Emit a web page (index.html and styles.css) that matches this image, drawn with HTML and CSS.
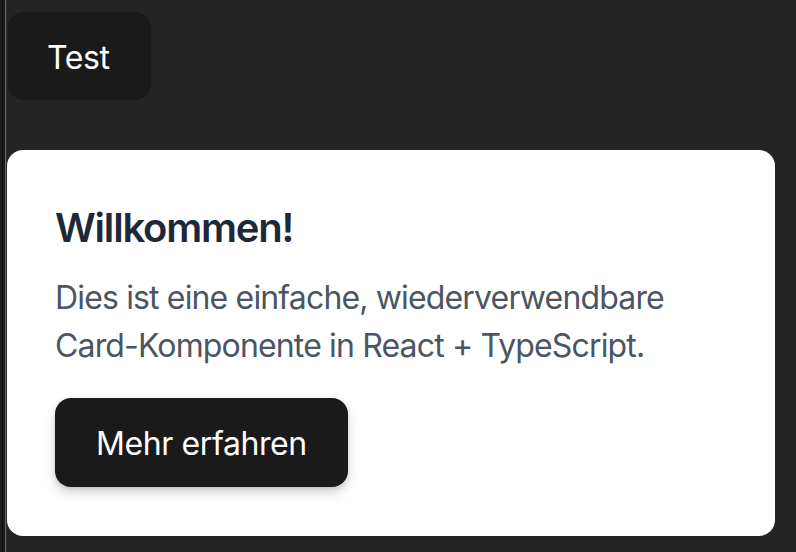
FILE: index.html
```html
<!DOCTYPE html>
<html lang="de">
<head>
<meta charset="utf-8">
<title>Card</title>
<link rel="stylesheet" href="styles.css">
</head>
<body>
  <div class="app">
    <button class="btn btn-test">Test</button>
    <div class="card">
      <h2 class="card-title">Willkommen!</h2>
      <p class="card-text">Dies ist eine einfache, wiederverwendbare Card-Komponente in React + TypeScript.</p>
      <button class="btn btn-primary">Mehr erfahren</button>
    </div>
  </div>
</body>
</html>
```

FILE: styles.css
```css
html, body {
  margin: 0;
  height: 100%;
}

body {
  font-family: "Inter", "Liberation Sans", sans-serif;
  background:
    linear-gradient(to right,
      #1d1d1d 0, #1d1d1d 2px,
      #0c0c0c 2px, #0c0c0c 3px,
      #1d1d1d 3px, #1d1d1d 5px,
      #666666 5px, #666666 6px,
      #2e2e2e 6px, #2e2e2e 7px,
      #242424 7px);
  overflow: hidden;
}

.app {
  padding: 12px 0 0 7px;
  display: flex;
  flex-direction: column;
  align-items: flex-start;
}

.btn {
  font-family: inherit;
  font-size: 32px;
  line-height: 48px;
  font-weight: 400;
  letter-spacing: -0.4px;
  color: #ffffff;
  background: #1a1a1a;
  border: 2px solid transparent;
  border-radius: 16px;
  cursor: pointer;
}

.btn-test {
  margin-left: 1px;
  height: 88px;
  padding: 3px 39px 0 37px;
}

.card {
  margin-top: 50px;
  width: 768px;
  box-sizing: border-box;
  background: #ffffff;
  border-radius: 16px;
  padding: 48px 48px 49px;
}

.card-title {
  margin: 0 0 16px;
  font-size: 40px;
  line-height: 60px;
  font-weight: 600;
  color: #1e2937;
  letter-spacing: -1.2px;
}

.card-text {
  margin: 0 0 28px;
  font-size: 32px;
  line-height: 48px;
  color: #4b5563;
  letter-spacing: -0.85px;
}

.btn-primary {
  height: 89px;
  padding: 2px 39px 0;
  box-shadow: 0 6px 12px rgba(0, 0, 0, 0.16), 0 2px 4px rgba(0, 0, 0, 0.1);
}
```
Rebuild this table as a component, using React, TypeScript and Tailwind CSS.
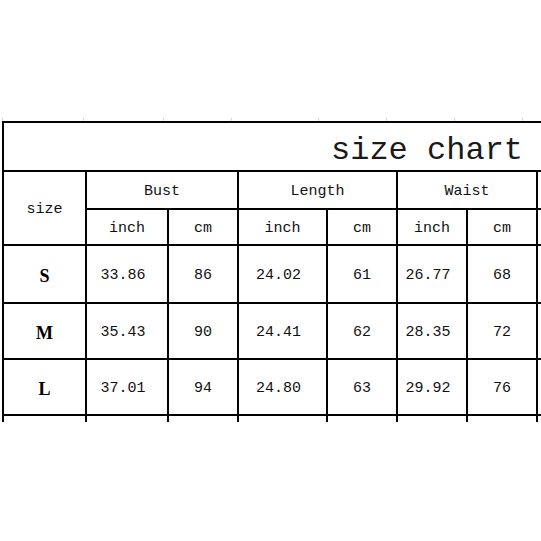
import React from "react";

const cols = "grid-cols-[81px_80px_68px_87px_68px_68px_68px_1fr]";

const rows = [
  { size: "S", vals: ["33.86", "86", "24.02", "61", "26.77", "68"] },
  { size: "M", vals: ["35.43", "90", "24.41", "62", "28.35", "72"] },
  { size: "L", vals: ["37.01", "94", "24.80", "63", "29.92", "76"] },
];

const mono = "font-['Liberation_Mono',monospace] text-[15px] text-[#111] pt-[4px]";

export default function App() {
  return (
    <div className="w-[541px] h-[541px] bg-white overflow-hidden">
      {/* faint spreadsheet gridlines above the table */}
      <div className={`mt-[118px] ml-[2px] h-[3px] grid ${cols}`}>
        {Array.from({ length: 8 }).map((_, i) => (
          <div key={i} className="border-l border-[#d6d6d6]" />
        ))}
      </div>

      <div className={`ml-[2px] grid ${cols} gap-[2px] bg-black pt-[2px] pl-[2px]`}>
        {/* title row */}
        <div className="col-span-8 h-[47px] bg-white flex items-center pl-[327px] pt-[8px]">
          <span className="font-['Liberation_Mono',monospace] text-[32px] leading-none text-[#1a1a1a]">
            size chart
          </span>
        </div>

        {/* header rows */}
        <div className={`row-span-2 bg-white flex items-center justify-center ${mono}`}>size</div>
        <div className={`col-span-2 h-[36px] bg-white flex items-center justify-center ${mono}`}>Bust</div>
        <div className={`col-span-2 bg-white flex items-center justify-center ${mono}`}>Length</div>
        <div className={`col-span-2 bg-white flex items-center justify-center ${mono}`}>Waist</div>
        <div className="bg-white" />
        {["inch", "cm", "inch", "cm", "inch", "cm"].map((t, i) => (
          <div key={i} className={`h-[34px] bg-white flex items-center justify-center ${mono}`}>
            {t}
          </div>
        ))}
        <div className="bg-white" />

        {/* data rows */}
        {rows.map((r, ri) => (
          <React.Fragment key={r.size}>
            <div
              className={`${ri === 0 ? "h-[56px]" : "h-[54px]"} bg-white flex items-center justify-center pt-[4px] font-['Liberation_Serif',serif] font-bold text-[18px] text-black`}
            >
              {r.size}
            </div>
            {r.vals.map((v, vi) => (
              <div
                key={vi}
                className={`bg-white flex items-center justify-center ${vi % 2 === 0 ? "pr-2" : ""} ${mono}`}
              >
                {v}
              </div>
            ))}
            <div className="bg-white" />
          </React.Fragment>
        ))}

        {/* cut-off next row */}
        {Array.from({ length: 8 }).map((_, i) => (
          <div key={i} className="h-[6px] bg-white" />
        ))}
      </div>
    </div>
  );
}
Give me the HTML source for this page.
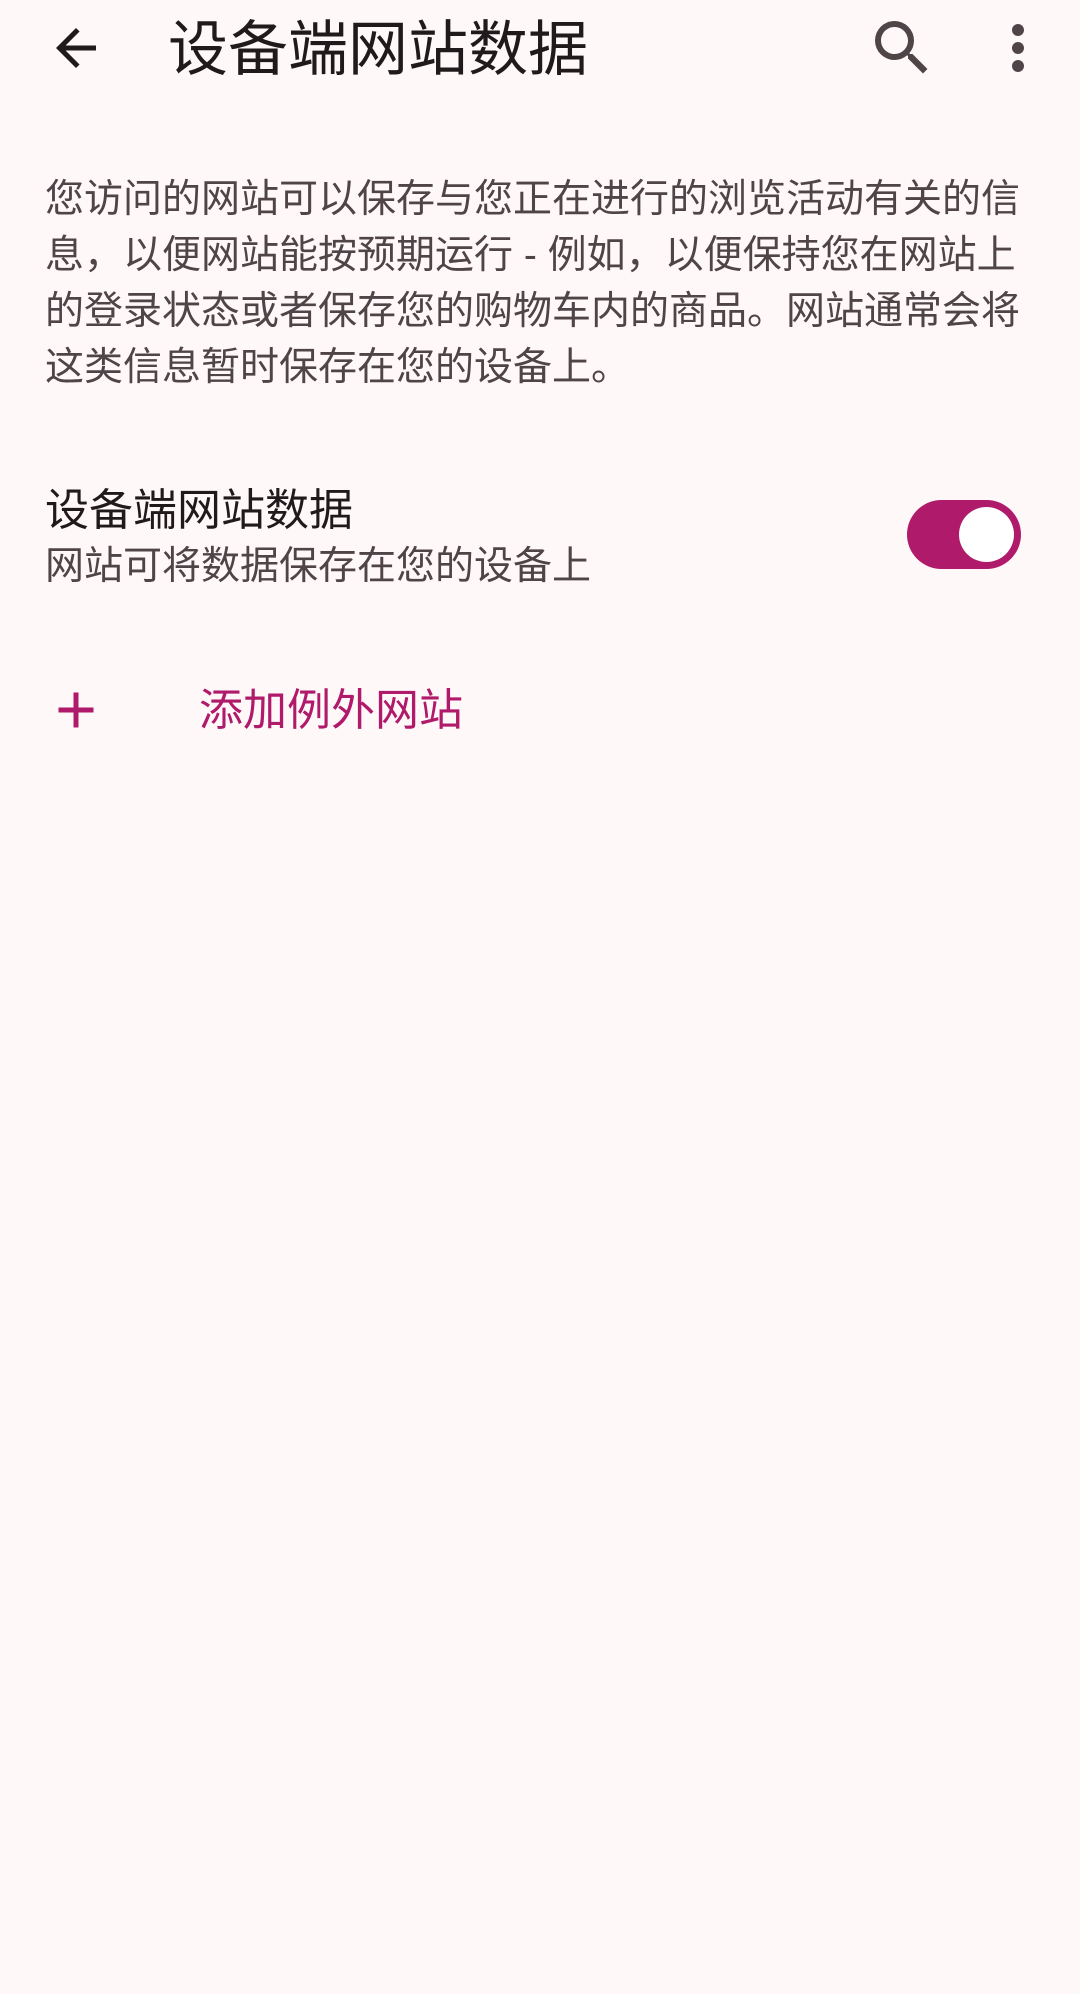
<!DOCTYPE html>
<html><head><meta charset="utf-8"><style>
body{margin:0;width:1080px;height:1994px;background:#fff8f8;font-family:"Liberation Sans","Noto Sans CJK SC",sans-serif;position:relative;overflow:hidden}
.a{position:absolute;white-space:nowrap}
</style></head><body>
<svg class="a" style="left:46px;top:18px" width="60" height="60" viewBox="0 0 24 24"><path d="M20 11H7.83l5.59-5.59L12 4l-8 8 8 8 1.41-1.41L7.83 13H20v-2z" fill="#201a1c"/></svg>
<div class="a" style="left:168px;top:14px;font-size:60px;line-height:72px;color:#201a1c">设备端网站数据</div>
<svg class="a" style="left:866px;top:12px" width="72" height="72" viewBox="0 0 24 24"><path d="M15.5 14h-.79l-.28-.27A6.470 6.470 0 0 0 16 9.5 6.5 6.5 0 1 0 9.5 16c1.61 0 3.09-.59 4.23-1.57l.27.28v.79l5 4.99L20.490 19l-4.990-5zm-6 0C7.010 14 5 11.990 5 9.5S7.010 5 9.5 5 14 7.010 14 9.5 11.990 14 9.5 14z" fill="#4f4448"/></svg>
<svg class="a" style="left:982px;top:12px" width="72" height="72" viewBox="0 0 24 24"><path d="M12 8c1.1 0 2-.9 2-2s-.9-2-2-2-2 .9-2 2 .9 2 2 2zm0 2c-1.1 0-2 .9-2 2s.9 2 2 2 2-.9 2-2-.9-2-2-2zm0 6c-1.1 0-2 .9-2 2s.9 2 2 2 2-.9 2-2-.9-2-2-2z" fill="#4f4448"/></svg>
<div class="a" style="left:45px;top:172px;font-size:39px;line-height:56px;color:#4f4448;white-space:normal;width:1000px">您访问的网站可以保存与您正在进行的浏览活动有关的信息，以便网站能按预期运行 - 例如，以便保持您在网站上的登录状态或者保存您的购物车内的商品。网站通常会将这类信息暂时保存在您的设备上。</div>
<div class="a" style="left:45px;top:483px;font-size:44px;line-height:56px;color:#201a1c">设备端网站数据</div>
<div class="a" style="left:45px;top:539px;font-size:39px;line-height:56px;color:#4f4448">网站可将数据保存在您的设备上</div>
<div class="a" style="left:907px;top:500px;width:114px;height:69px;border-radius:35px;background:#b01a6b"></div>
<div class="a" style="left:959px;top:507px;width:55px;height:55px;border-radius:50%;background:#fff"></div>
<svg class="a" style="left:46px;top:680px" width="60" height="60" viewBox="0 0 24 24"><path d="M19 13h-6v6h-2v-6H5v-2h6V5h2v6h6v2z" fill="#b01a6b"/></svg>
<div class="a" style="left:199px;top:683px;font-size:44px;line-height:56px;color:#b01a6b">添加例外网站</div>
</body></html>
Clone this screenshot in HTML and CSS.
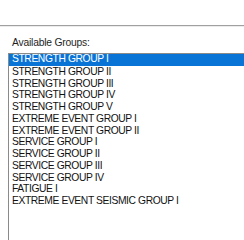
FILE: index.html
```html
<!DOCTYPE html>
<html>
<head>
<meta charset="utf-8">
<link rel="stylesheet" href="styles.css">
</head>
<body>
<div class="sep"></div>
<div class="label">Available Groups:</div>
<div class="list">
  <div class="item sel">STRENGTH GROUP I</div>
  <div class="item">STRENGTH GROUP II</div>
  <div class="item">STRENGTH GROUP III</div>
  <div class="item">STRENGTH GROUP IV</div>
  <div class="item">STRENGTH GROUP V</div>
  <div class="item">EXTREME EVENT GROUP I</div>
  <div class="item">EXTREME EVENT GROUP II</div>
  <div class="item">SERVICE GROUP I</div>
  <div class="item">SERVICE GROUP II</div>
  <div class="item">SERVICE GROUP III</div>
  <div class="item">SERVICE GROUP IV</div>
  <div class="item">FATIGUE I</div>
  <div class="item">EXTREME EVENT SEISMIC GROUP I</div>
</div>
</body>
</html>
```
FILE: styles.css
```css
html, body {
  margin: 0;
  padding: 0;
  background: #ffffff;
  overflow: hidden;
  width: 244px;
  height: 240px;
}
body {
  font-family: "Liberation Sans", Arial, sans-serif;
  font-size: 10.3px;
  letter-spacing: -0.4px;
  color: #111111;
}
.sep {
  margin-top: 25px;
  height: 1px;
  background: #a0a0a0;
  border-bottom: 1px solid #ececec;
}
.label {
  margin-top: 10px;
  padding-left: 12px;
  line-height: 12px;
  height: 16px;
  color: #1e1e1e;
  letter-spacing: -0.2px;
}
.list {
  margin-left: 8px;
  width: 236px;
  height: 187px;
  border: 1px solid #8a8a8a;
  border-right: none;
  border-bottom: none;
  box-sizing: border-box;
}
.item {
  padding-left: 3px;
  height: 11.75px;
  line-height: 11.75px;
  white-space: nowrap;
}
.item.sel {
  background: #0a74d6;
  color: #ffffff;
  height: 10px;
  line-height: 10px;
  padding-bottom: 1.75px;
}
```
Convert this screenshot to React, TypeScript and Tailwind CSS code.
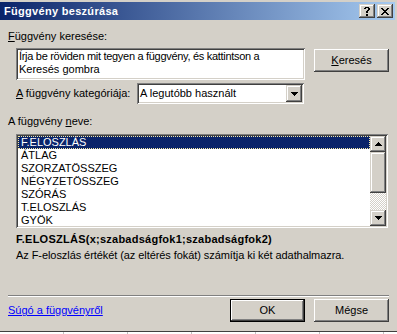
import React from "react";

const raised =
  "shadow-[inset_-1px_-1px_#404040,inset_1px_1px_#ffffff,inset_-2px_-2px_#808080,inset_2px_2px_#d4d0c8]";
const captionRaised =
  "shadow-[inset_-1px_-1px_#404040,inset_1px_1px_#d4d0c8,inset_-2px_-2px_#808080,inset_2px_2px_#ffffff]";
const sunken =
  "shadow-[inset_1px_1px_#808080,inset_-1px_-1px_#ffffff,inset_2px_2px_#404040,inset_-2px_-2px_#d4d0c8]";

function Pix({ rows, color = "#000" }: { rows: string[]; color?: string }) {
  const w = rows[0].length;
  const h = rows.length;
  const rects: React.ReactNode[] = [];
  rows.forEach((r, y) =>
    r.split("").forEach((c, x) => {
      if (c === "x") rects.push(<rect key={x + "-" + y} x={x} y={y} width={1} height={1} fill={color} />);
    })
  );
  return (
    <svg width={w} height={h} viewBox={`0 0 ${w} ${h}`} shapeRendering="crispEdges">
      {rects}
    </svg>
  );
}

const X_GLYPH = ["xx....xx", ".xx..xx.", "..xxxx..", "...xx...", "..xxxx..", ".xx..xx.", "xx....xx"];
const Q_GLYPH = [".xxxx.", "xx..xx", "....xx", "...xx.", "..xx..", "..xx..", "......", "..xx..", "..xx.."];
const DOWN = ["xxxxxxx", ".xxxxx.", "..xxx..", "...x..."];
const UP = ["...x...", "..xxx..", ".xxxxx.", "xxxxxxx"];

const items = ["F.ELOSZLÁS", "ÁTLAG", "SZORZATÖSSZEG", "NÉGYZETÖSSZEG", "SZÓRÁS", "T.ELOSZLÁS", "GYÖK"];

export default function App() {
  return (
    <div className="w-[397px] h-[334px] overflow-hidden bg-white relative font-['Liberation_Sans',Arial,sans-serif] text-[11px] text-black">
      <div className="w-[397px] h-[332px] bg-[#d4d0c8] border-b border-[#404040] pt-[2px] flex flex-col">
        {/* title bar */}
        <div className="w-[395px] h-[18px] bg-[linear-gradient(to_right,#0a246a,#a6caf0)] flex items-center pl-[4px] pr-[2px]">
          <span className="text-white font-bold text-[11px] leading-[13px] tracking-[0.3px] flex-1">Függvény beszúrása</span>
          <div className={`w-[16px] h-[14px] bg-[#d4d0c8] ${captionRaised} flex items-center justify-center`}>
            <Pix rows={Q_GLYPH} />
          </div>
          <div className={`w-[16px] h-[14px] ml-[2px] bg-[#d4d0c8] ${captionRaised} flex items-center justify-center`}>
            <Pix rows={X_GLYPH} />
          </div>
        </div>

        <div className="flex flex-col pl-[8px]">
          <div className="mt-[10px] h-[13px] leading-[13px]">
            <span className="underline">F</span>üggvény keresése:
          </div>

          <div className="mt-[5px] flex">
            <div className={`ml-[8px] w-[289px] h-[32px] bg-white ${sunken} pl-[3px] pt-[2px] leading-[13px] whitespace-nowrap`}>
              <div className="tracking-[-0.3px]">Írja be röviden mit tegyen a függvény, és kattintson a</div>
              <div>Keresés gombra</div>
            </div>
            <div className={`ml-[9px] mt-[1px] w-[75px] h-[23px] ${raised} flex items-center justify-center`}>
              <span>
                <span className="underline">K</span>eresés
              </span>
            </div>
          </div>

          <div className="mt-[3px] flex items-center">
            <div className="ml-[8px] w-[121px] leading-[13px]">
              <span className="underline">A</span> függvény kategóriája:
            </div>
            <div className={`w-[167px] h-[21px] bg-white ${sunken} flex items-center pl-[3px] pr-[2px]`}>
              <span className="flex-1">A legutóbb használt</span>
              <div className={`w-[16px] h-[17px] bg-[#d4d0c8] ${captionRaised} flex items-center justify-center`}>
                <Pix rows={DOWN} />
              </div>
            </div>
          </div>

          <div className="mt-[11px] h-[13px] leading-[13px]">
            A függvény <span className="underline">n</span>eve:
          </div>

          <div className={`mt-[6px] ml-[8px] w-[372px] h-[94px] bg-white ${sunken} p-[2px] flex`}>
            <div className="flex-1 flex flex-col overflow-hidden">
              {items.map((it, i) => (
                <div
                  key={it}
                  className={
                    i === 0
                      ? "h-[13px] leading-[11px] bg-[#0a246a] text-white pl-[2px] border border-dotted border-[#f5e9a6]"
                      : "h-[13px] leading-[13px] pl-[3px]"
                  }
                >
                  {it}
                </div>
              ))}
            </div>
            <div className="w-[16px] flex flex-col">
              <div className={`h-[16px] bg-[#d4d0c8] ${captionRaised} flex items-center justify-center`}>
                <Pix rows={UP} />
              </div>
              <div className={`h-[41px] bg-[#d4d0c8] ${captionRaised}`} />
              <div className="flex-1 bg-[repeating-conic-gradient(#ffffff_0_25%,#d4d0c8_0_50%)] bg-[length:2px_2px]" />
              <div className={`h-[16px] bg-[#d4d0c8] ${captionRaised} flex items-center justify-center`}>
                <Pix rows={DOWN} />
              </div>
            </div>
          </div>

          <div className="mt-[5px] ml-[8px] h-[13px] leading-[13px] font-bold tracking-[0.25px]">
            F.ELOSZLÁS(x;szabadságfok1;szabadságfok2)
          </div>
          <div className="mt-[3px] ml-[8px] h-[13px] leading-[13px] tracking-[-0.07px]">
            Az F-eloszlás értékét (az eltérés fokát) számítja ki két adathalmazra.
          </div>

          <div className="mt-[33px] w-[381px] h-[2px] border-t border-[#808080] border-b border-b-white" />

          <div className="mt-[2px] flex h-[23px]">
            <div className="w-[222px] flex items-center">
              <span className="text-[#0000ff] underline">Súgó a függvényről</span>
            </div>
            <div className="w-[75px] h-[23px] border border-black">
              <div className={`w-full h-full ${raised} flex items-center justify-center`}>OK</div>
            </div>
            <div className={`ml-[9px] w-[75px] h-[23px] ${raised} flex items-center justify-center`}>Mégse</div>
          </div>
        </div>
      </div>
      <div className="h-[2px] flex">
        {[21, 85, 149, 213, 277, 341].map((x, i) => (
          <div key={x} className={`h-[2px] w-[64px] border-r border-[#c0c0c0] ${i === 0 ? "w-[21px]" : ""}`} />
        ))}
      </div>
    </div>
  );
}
========================================================================
Task instructions –
What is the number of lines in these records that contain "Tailwind"? Reply with the number only.

Task output –
2